B. Description of the Prior Art
Impact extrusions can be produced from any commercial aluminum alloy, but the stock most extensively used for impact extrusion is a commercial pure aluminum having a purity of 99.5 to 99.8% by weight because of its impact extrusion characteristics and its properties in the finished product. Collapsible tubes, for example, are produced by impact extruding a slug of commercial pure aluminum having a purity of 99.7% by weight or more and annealing the resulting extrusion to the state of soft temper. The tubes are used as containers for toothpastes, foods, drugs, etc.
However, such collapsible tubes, when filled with contents, are liable to break where they are frequently flexed during repeated use, possibly permitting leakage of the contents. It is therefore desired to provide collapsible aluminum tubes which are not easily breakable. To assure economy of transport, there is also a great demand for collapsible taper tubes which are prepared from impact extrusions by subsequent fabrication. Various other impact extrusion products are similarly produced by subjecting impact extrusions to necking, drawing or the like. Conventional impact extrusion products nevertheless are not always satisfactory in subsequent fabrication characteristics but are likely to break or become otherwise defective in the course of subsequent fabrication. Thus it is also desired to develop aluminum impact extrusions having outstanding subsequent fabrication characteristics.

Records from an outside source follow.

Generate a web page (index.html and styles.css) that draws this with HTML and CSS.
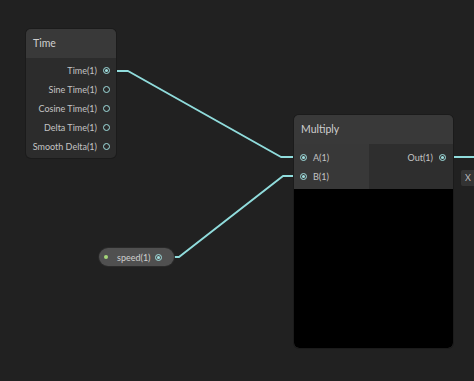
FILE: index.html
```html
<html>
<head>
<meta name="viewport" content="width=device-width, initial-scale=1">
<title>Shader Graph</title>
<link rel="stylesheet" href="styles.css">
</head>
<body>
<div class="canvas">
  <svg class="wires" width="474" height="381" viewBox="0 0 474 381">
    <path d="M110 71 H128 L281 157 H300" />
    <path d="M161 257 H179 L283 176 H300" />
    <path d="M446 157 H474" />
  </svg>

  <div class="node time-node">
    <div class="node-title">Time</div>
    <div class="node-body">
      <div class="slot out"><span>Time(1)</span><i class="port on"></i></div>
      <div class="slot out"><span>Sine Time(1)</span><i class="port"></i></div>
      <div class="slot out"><span>Cosine Time(1)</span><i class="port"></i></div>
      <div class="slot out"><span>Delta Time(1)</span><i class="port"></i></div>
      <div class="slot out"><span>Smooth Delta(1)</span><i class="port"></i></div>
    </div>
  </div>

  <div class="node multiply-node">
    <div class="node-title">Multiply</div>
    <div class="slots">
      <div class="inputs">
        <div class="slot in"><i class="port on"></i><span>A(1)</span></div>
        <div class="slot in"><i class="port on"></i><span>B(1)</span></div>
      </div>
      <div class="outputs">
        <div class="slot out"><span>Out(1)</span><i class="port on"></i></div>
      </div>
    </div>
    <div class="preview"></div>
  </div>

  <div class="property">
    <i class="dot"></i><span>speed(1)</span><i class="port on"></i>
  </div>

  <div class="stub">X</div>
</div>
</body>
</html>
```

FILE: styles.css
```css
html, body {
  margin: 0;
  padding: 0;
  background: #212121;
  overflow: hidden;
}

.canvas {
  position: relative;
  width: 474px;
  height: 381px;
  font-family: Lato, "Noto Sans", sans-serif;
  font-size: 9px;
  color: #c4c4c4;
  white-space: nowrap;
}

.wires {
  position: absolute;
  left: 0;
  top: 0;
}

.wires path {
  fill: none;
  stroke: #90dcdc;
  stroke-width: 2;
  stroke-linejoin: round;
}

.node {
  position: absolute;
  background: #2c2c2c;
  border-radius: 5px;
  box-shadow: 0 0 0 1px #1b1b1b;
  overflow: hidden;
}

.node-title {
  height: 29px;
  line-height: 29px;
  padding-left: 7px;
  background: #393939;
  font-size: 10.5px;
  color: #cfcfcf;
}

.time-node {
  left: 26px;
  top: 29px;
  width: 90px;
  height: 129px;
}

.time-node .node-body {
  padding-top: 3px;
}

.slot {
  display: flex;
  align-items: center;
  height: 19px;
  gap: 6px;
}

.slot.out {
  justify-content: flex-end;
  padding-right: 6px;
}

.slot.in {
  padding-left: 6px;
}

.port {
  flex-shrink: 0;
  display: inline-flex;
  align-items: center;
  justify-content: center;
  box-sizing: border-box;
  width: 7px;
  height: 7px;
  border: 1.5px solid #9fdede;
  border-radius: 50%;
}

.port.on::after {
  content: "";
  width: 3px;
  height: 3px;
  border-radius: 50%;
  background: #9fdede;
}

.multiply-node {
  left: 294px;
  top: 115px;
  width: 159px;
  height: 233px;
  display: flex;
  flex-direction: column;
}

.slots {
  display: flex;
  height: 45px;
}

.inputs {
  width: 75px;
  padding-top: 4px;
  background: #383838;
}

.outputs {
  flex: 1;
  padding-top: 4px;
  background: #2e2e2e;
}

.outputs .slot.out {
  padding-right: 7px;
}

.preview {
  flex: 1;
  background: #000;
  border-radius: 0 0 5px 5px;
}

.property {
  position: absolute;
  left: 99px;
  top: 248px;
  width: 75px;
  height: 18px;
  box-sizing: border-box;
  padding-left: 5px;
  display: flex;
  align-items: center;
  background: #505050;
  border-radius: 9px;
  box-shadow: 0 0 0 1px #2a2a2a;
}

.property span {
  margin: 0 4px 0 9px;
  color: #cfcfcf;
}

.dot {
  flex-shrink: 0;
  width: 4px;
  height: 4px;
  border-radius: 50%;
  background: #a6d77a;
}

.stub {
  position: absolute;
  left: 461px;
  top: 170px;
  width: 20px;
  height: 16px;
  line-height: 16px;
  padding-left: 4px;
  background: #333;
  border-radius: 2px;
  color: #bbb;
}
```
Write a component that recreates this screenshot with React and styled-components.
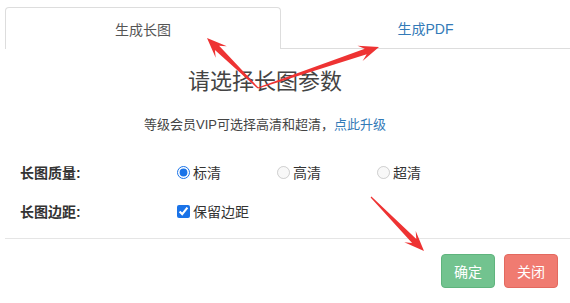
import React from 'react'
import styled, { createGlobalStyle } from 'styled-components'

const GlobalStyle = createGlobalStyle`
	html, body {
		margin: 0;
		padding: 0;
		background: #fff;
	}
	body {
		font-family: "Liberation Sans", "Noto Sans CJK SC", sans-serif;
		color: #333;
	}
`

const Page = styled.div`
	position: relative;
	width: 570px;
	height: 303px;
	overflow: hidden;
	background: #fff;
`

const TabBar = styled.div`
	display: flex;
	padding: 7px 0 0 5px;
`

const Tab = styled.div`
	box-sizing: border-box;
	height: 42px;
	display: flex;
	align-items: center;
	justify-content: center;
	font-size: 14px;
	${({ active }) =>
		active
			? `
		width: 276px;
		color: #555;
		border: 1px solid #ddd;
		border-bottom: none;
		border-radius: 4px 4px 0 0;
	`
			: `
		flex: 1;
		color: #337ab7;
		border-bottom: 1px solid #ddd;
	`}
`

const Intro = styled.div`
	width: 520px;
	margin-left: 5px;
	text-align: center;
`

const Title = styled.h2`
	margin: 18px 0 0;
	font-size: 22px;
	line-height: 30px;
	font-weight: normal;
	color: #444;
`

const Notice = styled.p`
	margin: 18px 0 0;
	font-size: 13px;
	line-height: 20px;
	color: #444;
`

const Link = styled.a`
	color: #337ab7;
	text-decoration: none;
`

const Form = styled.div`
	padding: 27px 0 0 20px;
	display: grid;
	row-gap: 19px;
`

const Row = styled.div`
	display: flex;
	align-items: center;
	height: 20px;
	font-size: 14px;
`

const Label = styled.span`
	width: 157px;
	font-weight: bold;
	color: #333;
`

const Option = styled.label`
	width: 100px;
	display: flex;
	align-items: center;
	gap: 3px;
	color: #333;
`

const Input = styled.input`
	margin: 0;
	width: 13px;
	height: 13px;
	accent-color: #1a73e8;
`

const Divider = styled.div`
	margin: 17px 0 0 5px;
	height: 1px;
	background: #e5e5e5;
`

const Footer = styled.div`
	display: flex;
	justify-content: flex-end;
	gap: 9px;
	padding: 15px 12px 0 0;
`

const Button = styled.button`
	box-sizing: border-box;
	width: 54px;
	height: 34px;
	border-radius: 4px;
	font-family: inherit;
	font-size: 14px;
	color: #fff;
	padding: 0;
	border: 1px solid ${({ tone }) => (tone === 'ok' ? '#5fb47d' : '#e3695f')};
	background: ${({ tone }) => (tone === 'ok' ? '#72c38f' : '#f07b71')};
`

const Overlay = styled.svg`
	position: absolute;
	left: 0;
	top: 0;
	pointer-events: none;
`

const arrowPoints = ([x1, y1], [x2, y2]) => {
	const len = Math.hypot(x2 - x1, y2 - y1)
	const dx = (x2 - x1) / len
	const dy = (y2 - y1) / len
	const nx = -dy
	const ny = dx
	const head = 20
	const pt = (d, w) => `${(x2 - dx * d + nx * w).toFixed(1)},${(y2 - dy * d + ny * w).toFixed(1)}`
	return [
		pt(len, 0.6),
		pt(head * 0.7, 3),
		pt(head, 8),
		pt(0, 0),
		pt(head, -8),
		pt(head * 0.7, -3),
		pt(len, -0.6),
	].join(' ')
}

const arrows = [
	[[258, 88], [207, 38]],
	[[258, 88], [379, 47]],
	[[371, 197], [424, 251]],
]

export default function App() {
	return (
		<Page>
			<GlobalStyle />
			<TabBar>
				<Tab active>生成长图</Tab>
				<Tab>生成PDF</Tab>
			</TabBar>
			<Intro>
				<Title>请选择长图参数</Title>
				<Notice>
					等级会员VIP可选择高清和超清，<Link href="#">点此升级</Link>
				</Notice>
			</Intro>
			<Form>
				<Row>
					<Label>长图质量:</Label>
					<Option>
						<Input type="radio" name="quality" defaultChecked />
						标清
					</Option>
					<Option>
						<Input type="radio" name="quality" disabled />
						高清
					</Option>
					<Option>
						<Input type="radio" name="quality" disabled />
						超清
					</Option>
				</Row>
				<Row>
					<Label>长图边距:</Label>
					<Option>
						<Input type="checkbox" defaultChecked />
						保留边距
					</Option>
				</Row>
			</Form>
			<Divider />
			<Footer>
				<Button tone="ok">确定</Button>
				<Button tone="close">关闭</Button>
			</Footer>
			<Overlay width="570" height="303">
				{arrows.map(([from, to], i) => (
					<polygon key={i} points={arrowPoints(from, to)} fill="#ee3333" />
				))}
			</Overlay>
		</Page>
	)
}
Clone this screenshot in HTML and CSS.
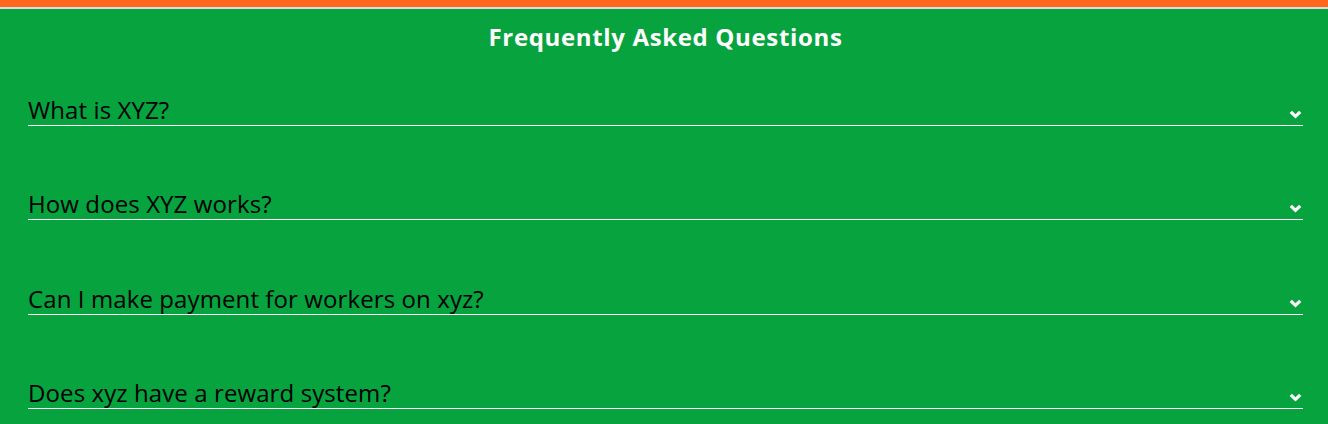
FILE: index.html
```html
<!DOCTYPE html>
<html lang="en">
<head>
<meta charset="utf-8">
<title>FAQ</title>
<link rel="stylesheet" href="styles.css">
</head>
<body>
<div class="topbar"></div>
<section class="faq">
  <h2 class="faq-title">Frequently Asked Questions</h2>
  <div class="faq-list">
    <div class="faq-item">
      <span class="faq-q">What is XYZ?</span>
      <svg class="chev" width="13" height="9" viewBox="0 0 13 9"><polyline points="1.8,1.8 6.5,6.3 11.2,1.8" fill="none" stroke="#fff" stroke-width="3.2"/></svg>
    </div>
    <div class="faq-item">
      <span class="faq-q">How does XYZ works?</span>
      <svg class="chev" width="13" height="9" viewBox="0 0 13 9"><polyline points="1.8,1.8 6.5,6.3 11.2,1.8" fill="none" stroke="#fff" stroke-width="3.2"/></svg>
    </div>
    <div class="faq-item">
      <span class="faq-q">Can I make payment for workers on xyz?</span>
      <svg class="chev" width="13" height="9" viewBox="0 0 13 9"><polyline points="1.8,1.8 6.5,6.3 11.2,1.8" fill="none" stroke="#fff" stroke-width="3.2"/></svg>
    </div>
    <div class="faq-item">
      <span class="faq-q">Does xyz have a reward system?</span>
      <svg class="chev" width="13" height="9" viewBox="0 0 13 9"><polyline points="1.8,1.8 6.5,6.3 11.2,1.8" fill="none" stroke="#fff" stroke-width="3.2"/></svg>
    </div>
  </div>
</section>
</body>
</html>
```
FILE: styles.css
```css
html, body {
  margin: 0;
  padding: 0;
  background: #07a33e;
  font-family: "Open Sans", "Noto Sans", sans-serif;
}
.topbar {
  height: 7px;
  background: #ff671f;
  border-bottom: 2px solid #dcdcdc;
}
.faq {
  padding: 13px 25px 0 28px;
}
.faq-title {
  margin: 0;
  text-align: center;
  color: #fff;
  font-size: 24px;
  font-weight: 700;
  line-height: 30px;
  letter-spacing: 0.65px;
}
.faq-list {
  display: flex;
  flex-direction: column;
  gap: 63.4px;
  margin-top: 43px;
}
.faq-item {
  display: flex;
  justify-content: space-between;
  align-items: flex-end;
  border-bottom: 1px solid #fff;
  height: 30px;
}
.faq-q {
  color: #000;
  font-size: 24px;
  line-height: 30px;
  letter-spacing: 0.1px;
}
.chev {
  margin-bottom: 6px;
  margin-right: 1px;
}
```
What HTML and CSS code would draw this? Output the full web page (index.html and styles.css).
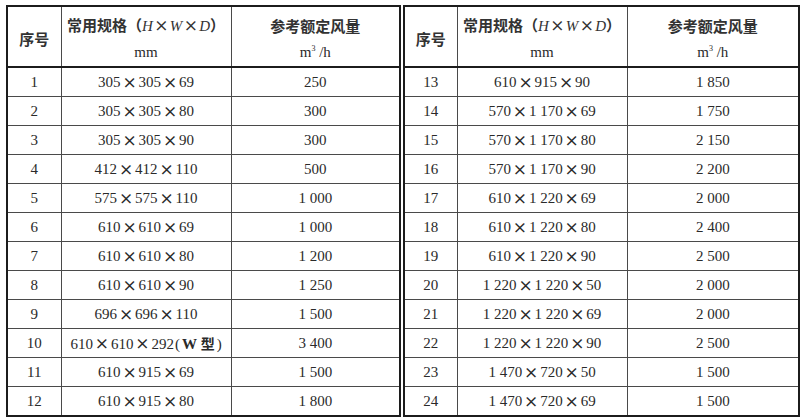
FILE: index.html
```html
<!DOCTYPE html>
<html lang="zh">
<head>
<meta charset="utf-8">
<title>规格表</title>
<link rel="stylesheet" href="styles.css">
</head>
<body>
<div class="sheet">
  <table class="spec left">
    <colgroup><col class="c-no"><col class="c-size"><col class="c-flow"></colgroup>
    <thead>
      <tr>
        <th class="hd-no">序号</th>
        <th><div class="cn">常用规格（<i>H</i><span class="x">×</span><i>W</i><span class="x">×</span><i>D</i>）</div><div class="unit">mm</div></th>
        <th><div class="cn">参考额定风量</div><div class="unit">m<sup>3</sup> /h</div></th>
      </tr>
    </thead>
    <tbody>
      <tr><td>1</td><td>305<span class="x">×</span>305<span class="x">×</span>69</td><td>250</td></tr>
      <tr><td>2</td><td>305<span class="x">×</span>305<span class="x">×</span>80</td><td>300</td></tr>
      <tr><td>3</td><td>305<span class="x">×</span>305<span class="x">×</span>90</td><td>300</td></tr>
      <tr><td>4</td><td>412<span class="x">×</span>412<span class="x">×</span>110</td><td>500</td></tr>
      <tr><td>5</td><td>575<span class="x">×</span>575<span class="x">×</span>110</td><td>1 000</td></tr>
      <tr><td>6</td><td>610<span class="x">×</span>610<span class="x">×</span>69</td><td>1 000</td></tr>
      <tr><td>7</td><td>610<span class="x">×</span>610<span class="x">×</span>80</td><td>1 200</td></tr>
      <tr><td>8</td><td>610<span class="x">×</span>610<span class="x">×</span>90</td><td>1 250</td></tr>
      <tr><td>9</td><td>696<span class="x">×</span>696<span class="x">×</span>110</td><td>1 500</td></tr>
      <tr><td>10</td><td>610<span class="x">×</span>610<span class="x">×</span>292<span class="type">(<b>W</b> <span class="cn">型</span>)</span></td><td>3 400</td></tr>
      <tr><td>11</td><td>610<span class="x">×</span>915<span class="x">×</span>69</td><td>1 500</td></tr>
      <tr><td>12</td><td>610<span class="x">×</span>915<span class="x">×</span>80</td><td>1 800</td></tr>
    </tbody>
  </table>
  <table class="spec right">
    <colgroup><col class="c-no"><col class="c-size"><col class="c-flow"></colgroup>
    <thead>
      <tr>
        <th class="hd-no">序号</th>
        <th><div class="cn">常用规格（<i>H</i><span class="x">×</span><i>W</i><span class="x">×</span><i>D</i>）</div><div class="unit">mm</div></th>
        <th><div class="cn">参考额定风量</div><div class="unit">m<sup>3</sup> /h</div></th>
      </tr>
    </thead>
    <tbody>
      <tr><td>13</td><td>610<span class="x">×</span>915<span class="x">×</span>90</td><td>1 850</td></tr>
      <tr><td>14</td><td>570<span class="x">×</span>1 170<span class="x">×</span>69</td><td>1 750</td></tr>
      <tr><td>15</td><td>570<span class="x">×</span>1 170<span class="x">×</span>80</td><td>2 150</td></tr>
      <tr><td>16</td><td>570<span class="x">×</span>1 170<span class="x">×</span>90</td><td>2 200</td></tr>
      <tr><td>17</td><td>610<span class="x">×</span>1 220<span class="x">×</span>69</td><td>2 000</td></tr>
      <tr><td>18</td><td>610<span class="x">×</span>1 220<span class="x">×</span>80</td><td>2 400</td></tr>
      <tr><td>19</td><td>610<span class="x">×</span>1 220<span class="x">×</span>90</td><td>2 500</td></tr>
      <tr><td>20</td><td>1 220<span class="x">×</span>1 220<span class="x">×</span>50</td><td>2 000</td></tr>
      <tr><td>21</td><td>1 220<span class="x">×</span>1 220<span class="x">×</span>69</td><td>2 000</td></tr>
      <tr><td>22</td><td>1 220<span class="x">×</span>1 220<span class="x">×</span>90</td><td>2 500</td></tr>
      <tr><td>23</td><td>1 470<span class="x">×</span>720<span class="x">×</span>50</td><td>1 500</td></tr>
      <tr><td>24</td><td>1 470<span class="x">×</span>720<span class="x">×</span>69</td><td>1 500</td></tr>
    </tbody>
  </table>
</div>
</body>
</html>
```
FILE: styles.css
```css
html, body {
  margin: 0;
  padding: 0;
  background: #ffffff;
}

.sheet {
  display: flex;
  gap: 2px;
  padding: 5px 0 0 6px;
}

.spec {
  border-collapse: collapse;
  table-layout: fixed;
  border: 2px solid #1c1c1c;
  font-family: "Liberation Serif", "Noto Sans CJK SC", serif;
  font-size: 15px;
  color: #2a2a2a;
}

.spec.left { width: 393px; }
.spec.right { width: 395px; }

.left .c-no { width: 54px; }
.left .c-size { width: 170px; }
.left .c-flow { width: 169px; }

.right .c-no { width: 53px; }
.right .c-size { width: 170px; }
.right .c-flow { width: 172px; }

.spec th {
  height: 55px;
  padding: 4px 0 0;
  font-weight: normal;
  border: 1px solid #4a4a4a;
  border-bottom: 2px solid #1c1c1c;
  vertical-align: middle;
  text-align: center;
  line-height: 26px;
}

.spec th .cn {
  font-family: "Noto Sans CJK SC", sans-serif;
  font-weight: 700;
  font-size: 15px;
  color: #333333;
}

.spec th .cn i {
  font-family: "Liberation Serif", serif;
  font-style: italic;
  font-weight: normal;
  font-size: 15px;
}

.spec th .cn .x {
  font-weight: normal;
  width: 17px;
  line-height: 26px;
}

.spec .hd-no {
  font-family: "Noto Sans CJK SC", sans-serif;
  font-weight: 700;
  color: #333333;
}

.spec .unit {
  font-family: "Liberation Serif", serif;
  font-size: 15px;
}

.spec sup {
  font-size: 8px;
  vertical-align: 6px;
  line-height: 0;
}

.spec td {
  height: 28px;
  padding: 0;
  border: 1px solid #4a4a4a;
  text-align: center;
  vertical-align: middle;
  line-height: 18px;
}

.x {
  display: inline-block;
  width: 18px;
  text-align: center;
  font-family: "DejaVu Serif", "Liberation Serif", serif;
  font-size: 17px;
  line-height: 18px;
  vertical-align: top;
}

.type {
  margin-left: 1px;
}

.type b {
  font-weight: 700;
  margin-left: 2px;
}

.type .cn {
  font-family: "Noto Sans CJK SC", sans-serif;
  font-weight: 700;
  font-size: 14px;
  margin-right: 2px;
}
```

An object of the present invention is to provide aluminum base alloys suitable for producing impact extrusions having excellent ductility.
Another object of the invention is to provide a method of producing impact extrusions having excellent ductility.
Another object of the invention is to provide a method of producing collapsible tubes by an impact extrusion process which tubes are not easily breakable.
Still another object of the invention is to provide a method of producing impact extrusions having improved subsequent fabrication characteristics.
To fulfil these objects, we have conducted extensive research and accomplished the present invention based on the finding that the foregoing drawbacks and problems can be overcome by impact extruding a slug stock of an aluminum base alloy consisting essentially of aluminium and containing cobalt and/or nickel.
The slug stocks useful in this invention for the production of impact extrusions are made of an aluminum base alloy consisting essentially of aluminum and at least one element selected from the group consisting of up to 3% by weight of cobalt and up to 3% by weight of nickel, the total amount of the cobalt and the nickel being at least 0.15% by weight. Stated more specifically, the present invention provides a method of producing an impact extrusion having high ductility and outstanding subsequent fabrication characteristics by impact extruding a slug of an aluminum base alloy by an impact extrusion press and annealing the extruded product, the aluminum base alloy consisting essentially of aluminum and at least one element selected from the group consisting of cobalt and nickel, the content of each of said cobalt and nickel being 3% by weight or less and the total amount of said cobalt and nickel being at least 0.15% by weight.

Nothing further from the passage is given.